In this case, the initial point is located at origin $x_i=(0,0)$ and the final point is at $x_f=(2,5)$. Distance is the magnitude of displacement $\Delta x$. According to solved examples of displacement, we have $\Delta x=x_f-x_i=(2,5)$ Displacement is a vector quantity in physics whose magnitude is found using Pythagorean theorem $d=\sqrt{2^2+5^2}=5.4\, \rm m$ Thus, those two points are separated by $5.4\,\rm m$ in a uniform electric field, so the potential difference between these points is $\Delta V=Ed=240\times 5.4=1296\,\rm V$

Problem (8): A particle having charge $q=-3.6\,\rm \mu C$ and mass $m=0.045\,\rm kg$ has an initial velocity $v_i=20\,\rm m/s$ at the origin. At a point $2\,\rm m$ farther, its speed reduced to $v_f=10\,\rm m/s$. What is the potential difference between the origin and that point? Which point is at the lower potential?

Solution: We can see this as a work problem in physics which is done by some forces. According to the work-kinetic energy theorem, the work done on an object equals the change in the kinetic energy of that object, i.e., $W=\Delta K$.

On the other hand, the work required to displace a charged object of $q$ between two points with potential difference $\Delta V=V_2-V_1$ is $W=-q\Delta V$. By combining these two later statements, we arrive at the following conclusion $-q\Delta V=\Delta K$ we can see this as the work-kinetic energy theorem for electrostatic.

Substituting the numerical values into the above expression, we have \begin{gather*}-q(V_f-V_i)=\frac 12 m(v_f^2-v_i^2) \\\\ -(-3.6) \Delta V=\frac{0.045\times \left(10^2-20^2\right)}{2} \\\\ \Rightarrow \quad \Delta V=\frac{-6.75}{3.6}=-1.875\,\rm V \end{gather*} we can use this potential difference and determine which point is at higher or lower potential. By definition, the difference between the final and initial potentials, called potential difference $\Delta V$, is \begin{gather*} \Delta V=V_f-V_i \\ -1.875 =V_f-V_i \\ \Rightarrow \quad \boxed{V_f=V_i-1.875} \end{gather*} Therefore, the potential at a point $2\,\rm m$ away from the origin is lower than the potential at the origin. $V_f<V_i$

Problem (9): A particle with a charge of $+3.6\,\rm nC$ is released from rest in a uniform electric field $\vec{E}$ directed to the right. Its kinetic energy is measured to be $1.8\times 10^{-6}\,\rm J$ after traveling a distance of $4\,\rm cm$.
(a) What work was done on the particle by the electric field?
(b) Compare the potentials of the starting and end points.

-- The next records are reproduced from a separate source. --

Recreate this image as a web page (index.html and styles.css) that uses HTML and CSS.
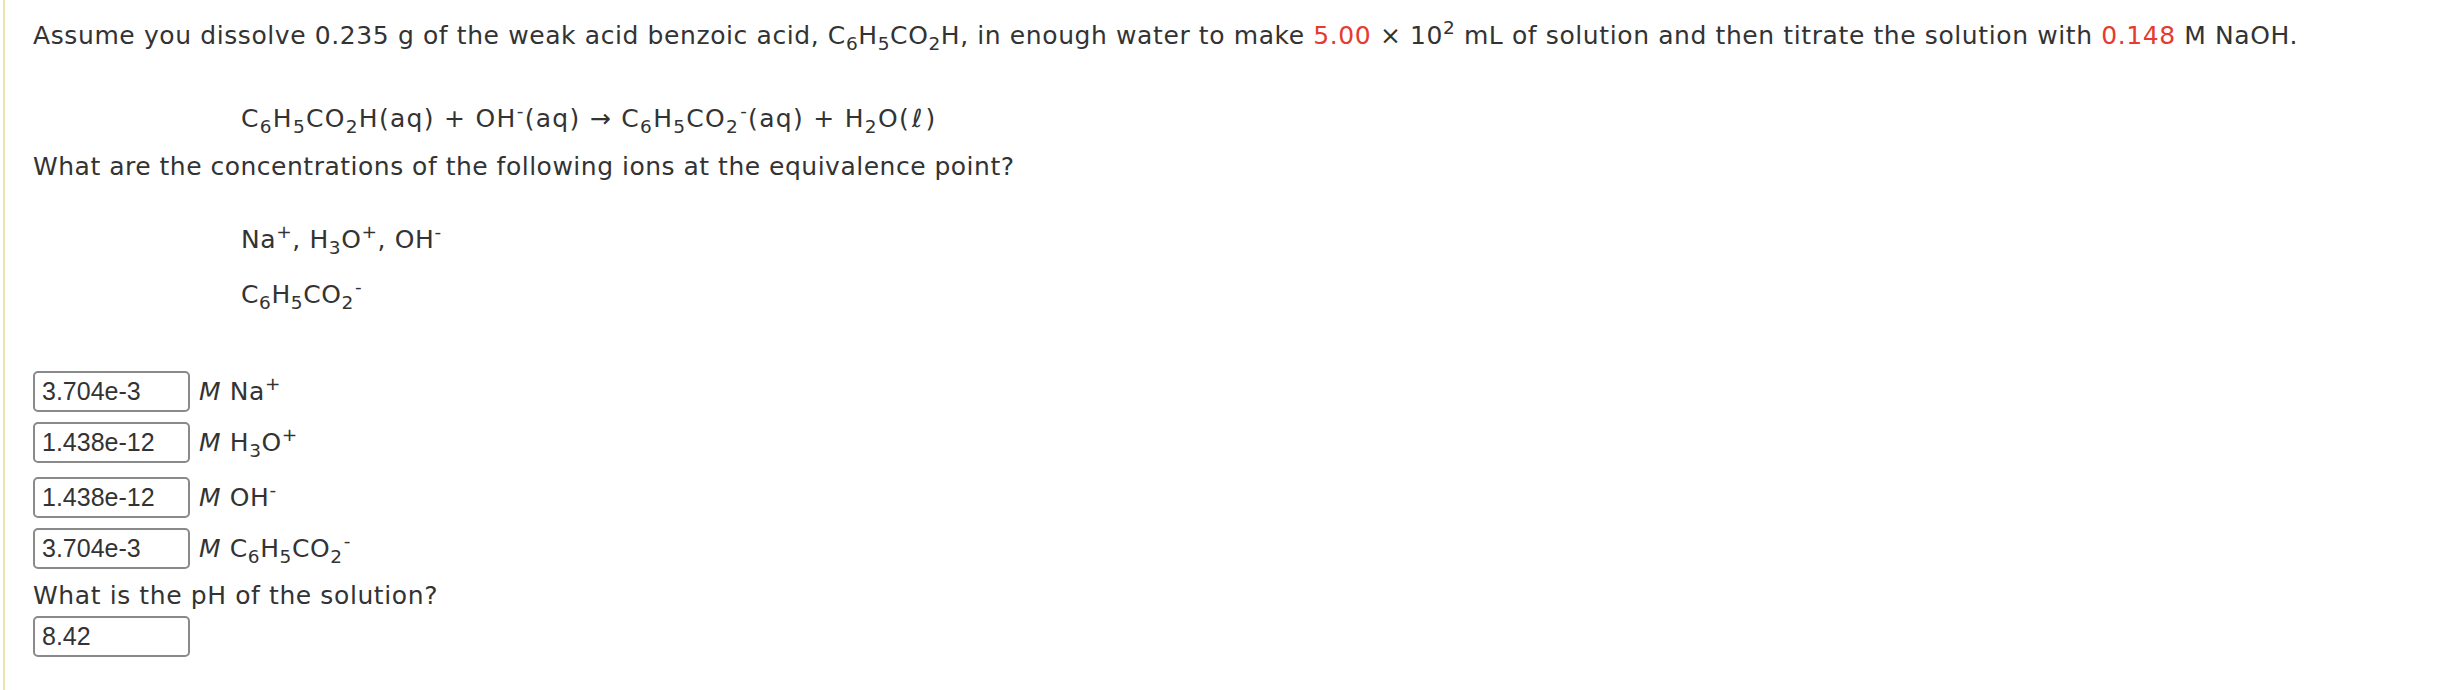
FILE: index.html
```html
<!DOCTYPE html>
<html>
<head>
<meta charset="utf-8">
<link rel="stylesheet" href="styles.css">
</head>
<body>
<div class="page">
  <div class="line l1">Assume you dissolve 0.235 g of the weak acid benzoic acid, C<sub>6</sub>H<sub>5</sub>CO<sub>2</sub>H, in enough water to make <span class="red">5.00</span> × 10<sup>2</sup> mL of solution and then titrate the solution with <span class="red">0.148</span> M NaOH.</div>
  <div class="line indent eq">C<sub>6</sub>H<sub>5</sub>CO<sub>2</sub>H(aq) + OH<sup>-</sup>(aq) → C<sub>6</sub>H<sub>5</sub>CO<sub>2</sub><sup class="tight">-</sup>(aq) + H<sub>2</sub>O(<span class="ell">ℓ</span>)</div>
  <div class="line q1">What are the concentrations of the following ions at the equivalence point?</div>
  <div class="line indent ions1">Na<sup>+</sup>, H<sub>3</sub>O<sup>+</sup>, OH<sup>-</sup></div>
  <div class="line indent ions2">C<sub>6</sub>H<sub>5</sub>CO<sub>2</sub><sup class="tight">-</sup></div>

  <div class="answers">
    <div class="row r1"><span class="box">3.704e-3</span><span class="label"><i>M</i> Na<sup>+</sup></span></div>
    <div class="row r2"><span class="box">1.438e-12</span><span class="label"><i>M</i> H<sub>3</sub>O<sup>+</sup></span></div>
    <div class="row r3"><span class="box">1.438e-12</span><span class="label"><i>M</i> OH<sup>-</sup></span></div>
    <div class="row r4"><span class="box">3.704e-3</span><span class="label"><i>M</i> C<sub>6</sub>H<sub>5</sub>CO<sub>2</sub><sup class="tight">-</sup></span></div>
  </div>
  <div class="line q2">What is the pH of the solution?</div>
  <div class="row r5"><span class="box">8.42</span></div>
</div>
</body>
</html>
```
FILE: styles.css
```css
html, body {
  margin: 0;
  padding: 0;
  background: #ffffff;
}
body {
  width: 2446px;
  height: 690px;
  overflow: hidden;
}
.page {
  margin-left: 3px;
  border-left: 2px solid #e9e6b2;
  height: 690px;
  padding-left: 28px;
  padding-top: 17px;
  box-sizing: border-box;
  font-family: "DejaVu Sans", Verdana, sans-serif;
  font-size: 25px;
  letter-spacing: 0.6px;
  color: #333333;
}
.line {
  line-height: 38px;
  height: 38px;
  white-space: nowrap;
}
.indent {
  padding-left: 208px;
}
.eq {
  margin-top: 45px;
  letter-spacing: 1.3px;
}
.ell {
  padding: 0 2px;
}
.q1 {
  margin-top: 10px;
  letter-spacing: 0.5px;
}
.ions1 { margin-top: 35px; }
.ions2 { margin-top: 17px; }
sub, sup {
  font-size: 74%;
  line-height: 0;
  position: relative;
  vertical-align: baseline;
}
sub { top: 0.32em; }
sup { top: -0.55em; }
sup.tight { margin-left: 1px; }
.red { color: #e63b2e; }
.answers {
  margin-top: 57px;
  display: flex;
  flex-direction: column;
}
.row {
  display: flex;
  align-items: center;
  height: 41px;
}
.r2 { margin-top: 10px; }
.r3 { margin-top: 14px; }
.r4 { margin-top: 10px; }
.r5 { margin-top: 1px; }
.q2 { margin-top: 8px; }
.box {
  box-sizing: border-box;
  width: 157px;
  height: 41px;
  border: 2px solid #8a8a8a;
  border-radius: 5px;
  padding-left: 7px;
  font-family: "Liberation Sans", Arial, sans-serif;
  font-size: 25px;
  letter-spacing: 0;
  line-height: 37px;
  color: #333333;
  white-space: nowrap;
}
.label {
  margin-left: 9px;
  line-height: 41px;
  white-space: nowrap;
}
.label i {
  font-style: italic;
}
```
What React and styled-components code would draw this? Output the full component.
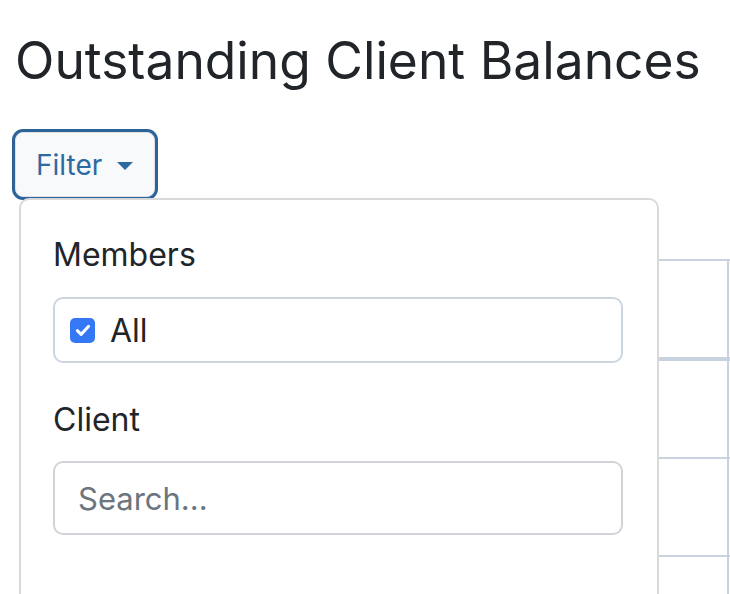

Solution: The work done by the electric force on a charged object is calculated by the formula $W=-\Delta V$, where $\Delta V=V_f-V_i$ is the potential difference between those two points where the particle travels.

(a) In this part, we can simply use the work-kinetic energy theorem, $\Delta K=W$, and find the work done by the electric force. \begin{align*} W&=K_f-K_i \\ &=1.8\times 10^{-6} \quad \rm J \end{align*} where we set $K_i=0$ because $v_i=0$.

(b) These work done by the electric force equals $W=-q\Delta V$. Thus, the potential difference between initial and final points is \begin{align*} V_f-V_i&=\frac{W}{-q} \\\\ &= \frac{1.8\times 10^{-6}}{-3.6\times 10^{-9}} \\\\ &=-500\,\rm V \\\\ \Rightarrow \quad \boxed{V_f=V_i-500 }\end{align*}The above statement tells us that the end potential is $500\,\rm V$ less than the start potential, as expected. Because the object is positively charged and is released from rest in an electric field, it follows a path from high potential to low potential such as when you release an object at a gravitational potential.

## Potential Due to Point Charges: Problems

Problem (10): What is the electric potential at a distance of $2\,\rm cm$ from a proton?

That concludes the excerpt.